(Entries with page source code)
____
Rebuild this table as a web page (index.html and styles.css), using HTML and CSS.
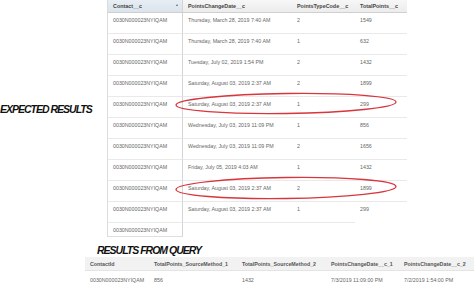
FILE: index.html
```html
<!DOCTYPE html>
<html>
<head>
<meta charset="utf-8">
<link rel="stylesheet" href="styles.css">
</head>
<body>
<div class="page">
  <section class="top">
    <div class="label-col"><div class="label">EXPECTED RESULTS</div></div>
    <div class="grid">
      <div class="row head">
        <div class="c c1 sorted">Contact__c<span class="arrow"></span></div>
        <div class="c c2">PointsChangeDate__c</div>
        <div class="c c3">PointsTypeCode__c</div>
        <div class="c c4">TotalPoints__c</div>
      </div>
      <div class="row"><div class="c c1">0030N000023NYIQAM</div><div class="c c2">Thursday, March 28, 2019 7:40 AM</div><div class="c c3">2</div><div class="c c4">1549</div></div>
      <div class="row"><div class="c c1">0030N000023NYIQAM</div><div class="c c2">Thursday, March 28, 2019 7:40 AM</div><div class="c c3">1</div><div class="c c4">632</div></div>
      <div class="row"><div class="c c1">0030N000023NYIQAM</div><div class="c c2">Tuesday, July 02, 2019 1:54 PM</div><div class="c c3">2</div><div class="c c4">1432</div></div>
      <div class="row"><div class="c c1">0030N000023NYIQAM</div><div class="c c2">Saturday, August 03, 2019 2:37 AM</div><div class="c c3">2</div><div class="c c4">1899</div></div>
      <div class="row"><div class="c c1">0030N000023NYIQAM</div><div class="c c2">Saturday, August 03, 2019 2:37 AM</div><div class="c c3">1</div><div class="c c4">299</div></div>
      <div class="row"><div class="c c1">0030N000023NYIQAM</div><div class="c c2">Wednesday, July 03, 2019 11:09 PM</div><div class="c c3">1</div><div class="c c4">856</div></div>
      <div class="row"><div class="c c1">0030N000023NYIQAM</div><div class="c c2">Wednesday, July 03, 2019 11:09 PM</div><div class="c c3">2</div><div class="c c4">1656</div></div>
      <div class="row"><div class="c c1">0030N000023NYIQAM</div><div class="c c2">Friday, July 05, 2019 4:03 AM</div><div class="c c3">1</div><div class="c c4">1432</div></div>
      <div class="row"><div class="c c1">0030N000023NYIQAM</div><div class="c c2">Saturday, August 03, 2019 2:37 AM</div><div class="c c3">2</div><div class="c c4">1899</div></div>
      <div class="row"><div class="c c1">0030N000023NYIQAM</div><div class="c c2">Saturday, August 03, 2019 2:37 AM</div><div class="c c3">1</div><div class="c c4 short">299</div></div>
      <div class="row last"><div class="c c1">0030N000023NYIQAM</div></div>
    </div>
  </section>
  <section class="bottom">
    <div class="title">RESULTS FROM QUERY</div>
    <div class="qtable">
      <div class="qrow qhead">
        <div class="q q1">ContactId</div>
        <div class="q q2">TotalPoints_SourceMethod_1</div>
        <div class="q q3">TotalPoints_SourceMethod_2</div>
        <div class="q q4">PointsChangeDate__c_1</div>
        <div class="q q5">PointsChangeDate__c_2</div>
      </div>
      <div class="qrow">
        <div class="q q1">0030N000023NYIQAM</div>
        <div class="q q2">856</div>
        <div class="q q3">1432</div>
        <div class="q q4">7/3/2019 11:09:00 PM</div>
        <div class="q q5">7/2/2019 1:54:00 PM</div>
      </div>
    </div>
  </section>
  <svg class="marks" width="474" height="287" viewBox="0 0 474 287">
    <ellipse cx="286" cy="103.5" rx="110" ry="10" transform="rotate(-0.8 286 103.5)"/>
    <ellipse cx="286" cy="188" rx="110" ry="10.5" transform="rotate(-0.8 286 188)"/>
  </svg>
</div>
</body>
</html>
```
FILE: styles.css
```css
html, body {
  margin: 0;
  padding: 0;
  background: #ffffff;
}
.page {
  position: relative;
  width: 474px;
  height: 287px;
  overflow: hidden;
  font-family: "Liberation Sans", Arial, sans-serif;
  color: #666;
}
.top {
  display: flex;
  height: 237px;
}
.label-col {
  width: 107px;
  padding-top: 103px;
  box-sizing: border-box;
}
.label {
  font-size: 10.5px;
  line-height: 12px;
  font-weight: bold;
  font-style: italic;
  color: #111;
  letter-spacing: -1px;
  white-space: nowrap;
}
.grid {
  display: flex;
  flex-direction: column;
}
.row {
  display: flex;
  height: 21px;
}
.c {
  box-sizing: border-box;
  font-size: 5.3px;
  line-height: 6px;
  padding: 4px 0 0 5px;
  white-space: nowrap;
  border-bottom: 1px solid #e9e9e9;
}
.c1 {
  width: 76px;
  border-left: 1px solid #dcdcdc;
  border-right: 1px solid #d4d4d4;
}
.c2 { width: 109px; }
.c3 { width: 63px; }
.c4 { width: 52px; }
.head {
  height: 13px;
}
.head .c {
  font-weight: bold;
  font-size: 5.4px;
  color: #444;
  padding-top: 3px;
  background: linear-gradient(#f7f7f7, #ececec);
  border-bottom: 1px solid #cfcfcf;
}
.head .sorted {
  display: flex;
  justify-content: space-between;
  padding-right: 4px;
  background: linear-gradient(#e7eef4, #dbe4ec);
}
.arrow {
  margin-top: 1px;
  width: 0;
  height: 0;
  border-left: 1.5px solid transparent;
  border-right: 1.5px solid transparent;
  border-bottom: 2.5px solid #666;
}
.short {
  border-bottom-color: transparent;
}
.last {
  height: 14px;
}
.last .c1 {
  border-bottom-color: #dedede;
}
.bottom {
  padding-top: 8px;
}
.title {
  margin-left: 97px;
  font-size: 10.5px;
  line-height: 11px;
  font-weight: bold;
  font-style: italic;
  color: #111;
  letter-spacing: -1px;
  white-space: nowrap;
}
.qtable {
  margin-left: 85px;
  margin-top: 1px;
}
.qrow {
  display: flex;
  height: 17px;
}
.qhead {
  height: 13px;
  background: #f2f2f2;
  border-bottom: 1px solid #e4e4e4;
}
.q {
  box-sizing: border-box;
  padding: 4px 0 0 5px;
  font-size: 5.3px;
  line-height: 6px;
  white-space: nowrap;
}
.qhead .q {
  padding-top: 4px;
  font-weight: bold;
  font-size: 5.3px;
  color: #555;
}
.qrow:not(.qhead) .q {
  padding-top: 6px;
}
.q1 { width: 64px; }
.q2 { width: 88px; }
.q3 { width: 89px; }
.q4 { width: 73px; }
.q5 { width: 75px; }
.marks {
  position: absolute;
  left: 0;
  top: 0;
  pointer-events: none;
}
.marks ellipse {
  fill: none;
  stroke: #d8353c;
  stroke-width: 1.3;
}
```
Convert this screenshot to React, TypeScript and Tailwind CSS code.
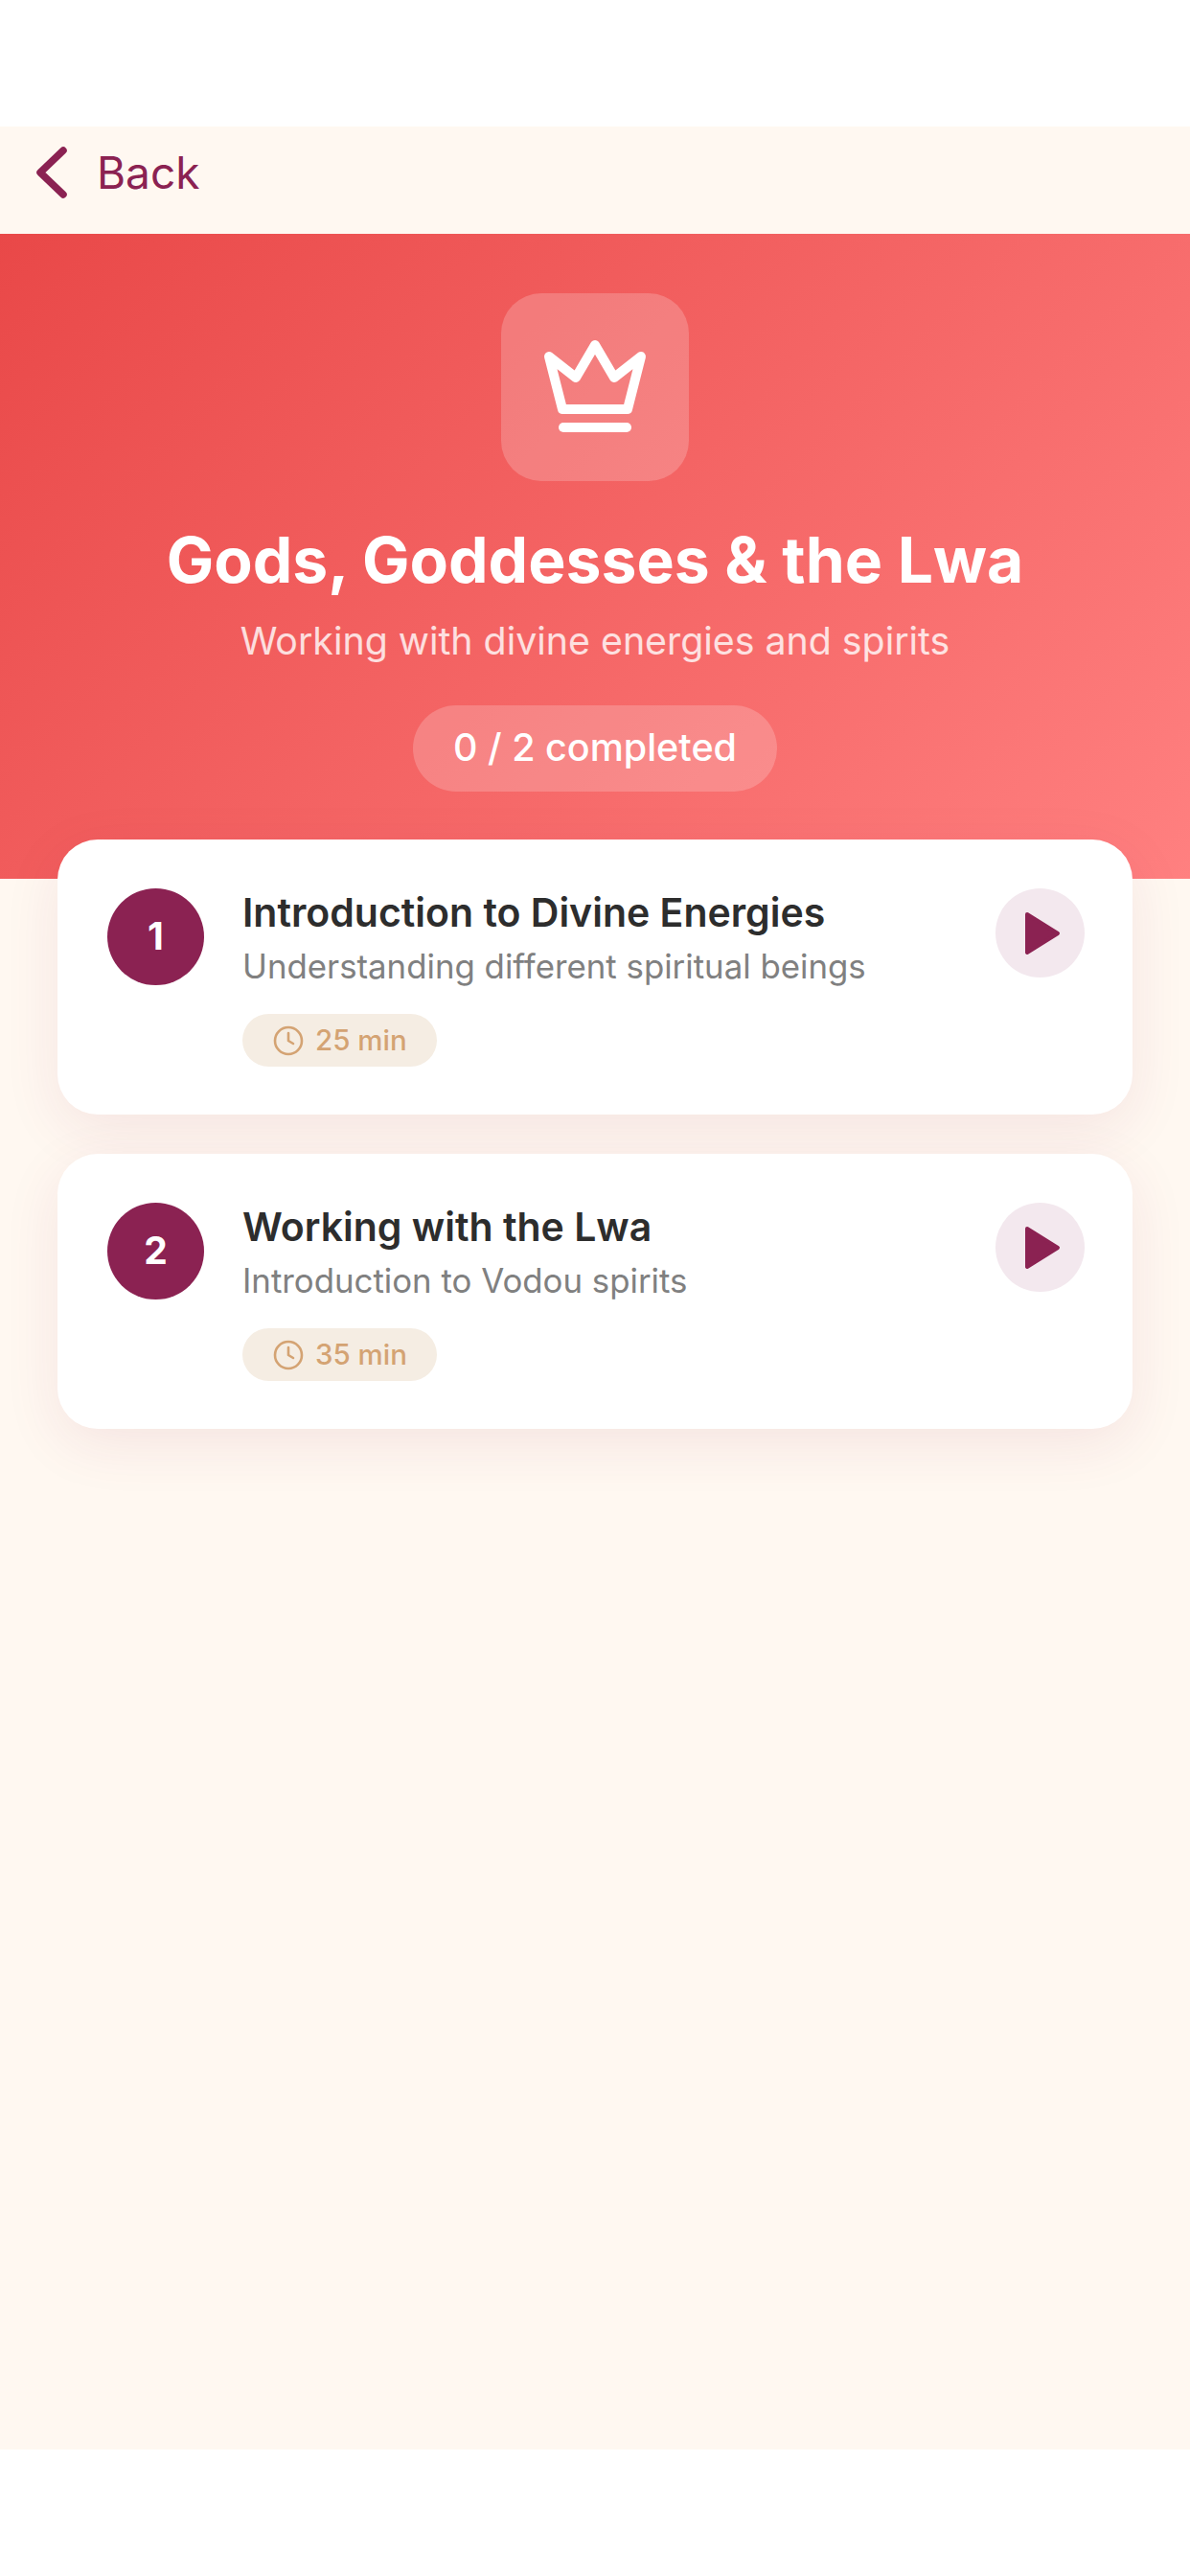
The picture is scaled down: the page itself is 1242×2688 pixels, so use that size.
import React from 'react';

const lessons = [
  { id: 1, title: 'Introduction to Divine Energies', description: 'Understanding different spiritual beings', duration: '25 min' },
  { id: 2, title: 'Working with the Lwa', description: 'Introduction to Vodou spirits', duration: '35 min' },
];

function CrownIcon() {
  return (
    <svg width="112" height="110" viewBox="0 0 112 110" fill="none" stroke="white" strokeWidth="10" strokeLinecap="round" strokeLinejoin="round">
      <path d="M8 23L36 45L56 11L76 45L104 23L90 78H22L8 23Z" />
      <path d="M23 97H89" />
    </svg>
  );
}

function ClockIcon() {
  return (
    <svg width="32" height="32" viewBox="0 0 32 32" fill="none" stroke="#d4a373" strokeWidth="2.6" strokeLinecap="round" strokeLinejoin="round">
      <circle cx="16" cy="16" r="14" />
      <path d="M16 8V16L21 19" />
    </svg>
  );
}

function LessonCard({ lesson }: { lesson: (typeof lessons)[number] }) {
  return (
    <div className="flex h-[287px] items-start rounded-[42px] bg-white pl-[52px] pr-[50px] pt-[51px] shadow-[0_16px_60px_rgba(139,31,82,0.09)]">
      <div className="flex h-[101px] w-[101px] shrink-0 items-center justify-center rounded-full bg-[#8b2252] text-[39px] font-bold text-white">
        {lesson.id}
      </div>
      <div className="ml-[40px] min-w-0 flex-1">
        <div className="text-[41px] leading-[50px] font-semibold text-[#2d2d2d]">{lesson.title}</div>
        <div className="mt-[6px] text-[34.8px] leading-[50px] text-[#808080]">{lesson.description}</div>
        <div className="mt-[25px] inline-flex h-[55px] items-center gap-[12px] rounded-full bg-[#f5ede3] pl-[32px] pr-[31px] text-[29.5px] font-medium text-[#d4a373]">
          <ClockIcon />
          <span>{lesson.duration}</span>
        </div>
      </div>
      <div className="flex h-[93px] w-[93px] shrink-0 items-center justify-center rounded-full bg-[#f3e8ee]">
        <svg width="38" height="46" viewBox="0 0 38 46" className="ml-[5px]">
          <path d="M3 3L35 23L3 43Z" fill="#8b2252" stroke="#8b2252" strokeWidth="4" strokeLinejoin="round" />
        </svg>
      </div>
    </div>
  );
}

export default function App() {
  return (
    <div className="flex h-[2688px] w-full flex-col bg-white py-[132px] font-['Inter','Liberation_Sans',sans-serif]">
      <div className="flex-1 bg-[#fff8f1]">
        <div className="flex h-[112px] items-center pb-[16px] pl-[36px]">
          <svg width="40" height="60" viewBox="0 0 40 60" fill="none" stroke="#8b2252" strokeWidth="7.5" strokeLinecap="round" strokeLinejoin="round">
            <path d="M30 7L6 30L30 53" />
          </svg>
          <span className="ml-[25px] text-[46px] text-[#8b2252]">Back</span>
        </div>

        <div className="flex h-[673px] flex-col items-center bg-linear-135/srgb from-[#e94848] to-[#ff8080] pt-[62px]">
          <div className="flex h-[196px] w-[196px] items-center justify-center rounded-[42px] bg-white/20">
            <CrownIcon />
          </div>
          <h1 className="mt-[42px] text-[66px] leading-[80px] font-bold text-white">Gods, Goddesses &amp; the Lwa</h1>
          <p className="mt-[20px] text-[39.3px] leading-[50px] text-white/80">Working with divine energies and spirits</p>
          <div className="mt-[42px] flex h-[90px] w-[380px] items-center justify-center rounded-full bg-white/20 text-[39.5px] font-medium text-white">
            0 / 2 completed
          </div>
        </div>

        <div className="mx-[60px] -mt-[41px] flex flex-col gap-[41px]">
          {lessons.map((lesson) => (
            <LessonCard key={lesson.id} lesson={lesson} />
          ))}
        </div>
      </div>
    </div>
  );
}
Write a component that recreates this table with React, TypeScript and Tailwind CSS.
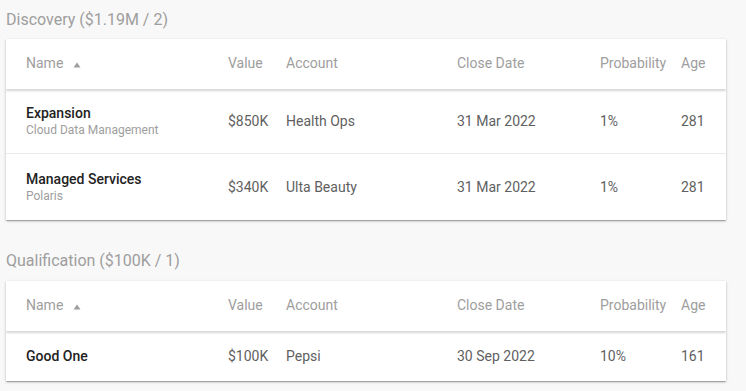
import React from "react";

type Row = { name: string; sub?: string; value: string; account: string; date: string; prob: string; age: string };

const cols = ["w-[202px]", "w-[58px]", "w-[171px]", "w-[143px]", "w-[81px]", "flex-1"];

function Header() {
  return (
    <div className="relative z-10 flex h-[50px] items-center pl-[20px] pb-[1px] text-[14px] text-[#9e9e9e] shadow-[0_2px_2px_rgba(0,0,0,0.16)]">
      <div className={`${cols[0]} flex items-center`}>
        <span>Name</span>
        <svg className="ml-[10px] mt-[2px]" width="8" height="6" viewBox="0 0 8 6">
          <polygon points="4,0.5 7.5,5.5 0.5,5.5" fill="#9e9e9e" />
        </svg>
      </div>
      <div className={cols[1]}>Value</div>
      <div className={cols[2]}>Account</div>
      <div className={cols[3]}>Close Date</div>
      <div className={cols[4]}>Probability</div>
      <div className={cols[5]}>Age</div>
    </div>
  );
}

function DataRow({ r, h, border }: { r: Row; h: string; border: boolean }) {
  return (
    <div className={`flex items-center pl-[20px] text-[14px] text-[#5f5f5f] ${h} ${border ? "border-b border-[#ebebeb]" : ""}`}>
      <div className={`${cols[0]} flex flex-col`}>
        <span className={`font-medium text-[#222] leading-[17px] ${r.sub ? "mt-[1px]" : ""}`}>{r.name}</span>
        {r.sub && <span className="text-[12px] leading-[17px] text-[#9e9e9e]">{r.sub}</span>}
      </div>
      <div className={cols[1]}>{r.value}</div>
      <div className={cols[2]}>{r.account}</div>
      <div className={cols[3]}>{r.date}</div>
      <div className={cols[4]}>{r.prob}</div>
      <div className={cols[5]}>{r.age}</div>
    </div>
  );
}

export default function App() {
  const disc: Row[] = [
    { name: "Expansion", sub: "Cloud Data Management", value: "$850K", account: "Health Ops", date: "31 Mar 2022", prob: "1%", age: "281" },
    { name: "Managed Services", sub: "Polaris", value: "$340K", account: "Ulta Beauty", date: "31 Mar 2022", prob: "1%", age: "281" },
  ];
  const qual: Row[] = [
    { name: "Good One", value: "$100K", account: "Pepsi", date: "30 Sep 2022", prob: "10%", age: "161" },
  ];
  return (
    <div className="min-h-[391px] w-[746px] bg-[#f8f8f8] px-[6px] pt-[10px]" style={{ fontFamily: "Roboto, 'Liberation Sans', sans-serif" }}>
      <div className="text-[16px] leading-[20px] text-[#9e9e9e] mb-[9px]">Discovery ($1.19M / 2)</div>
      <div className="w-[720px] overflow-hidden bg-white shadow-[0_1px_3px_rgba(0,0,0,0.2),0_1px_1px_rgba(0,0,0,0.14),0_2px_1px_-1px_rgba(0,0,0,0.12)]">
        <Header />
        <DataRow r={disc[0]} h="h-[65px]" border />
        <DataRow r={disc[1]} h="h-[66px]" border={false} />
      </div>
      <div className="mt-[31px] text-[16px] leading-[20px] text-[#9e9e9e] mb-[10px]">Qualification ($100K / 1)</div>
      <div className="w-[720px] overflow-hidden bg-white shadow-[0_1px_3px_rgba(0,0,0,0.2),0_1px_1px_rgba(0,0,0,0.14),0_2px_1px_-1px_rgba(0,0,0,0.12)]">
        <Header />
        <DataRow r={qual[0]} h="h-[50px]" border={false} />
      </div>
    </div>
  );
}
____
▶ Task goal:
Take the material above and output only the lines from the one that contains "Convert this screenshot" through the one that contains "import React from 'react';", ends included and images left out.

▶ Task response:
Convert this screenshot to React, TypeScript and Tailwind CSS code.
The picture is scaled down: the page itself is 1242×2688 pixels, so use that size.
import React from 'react';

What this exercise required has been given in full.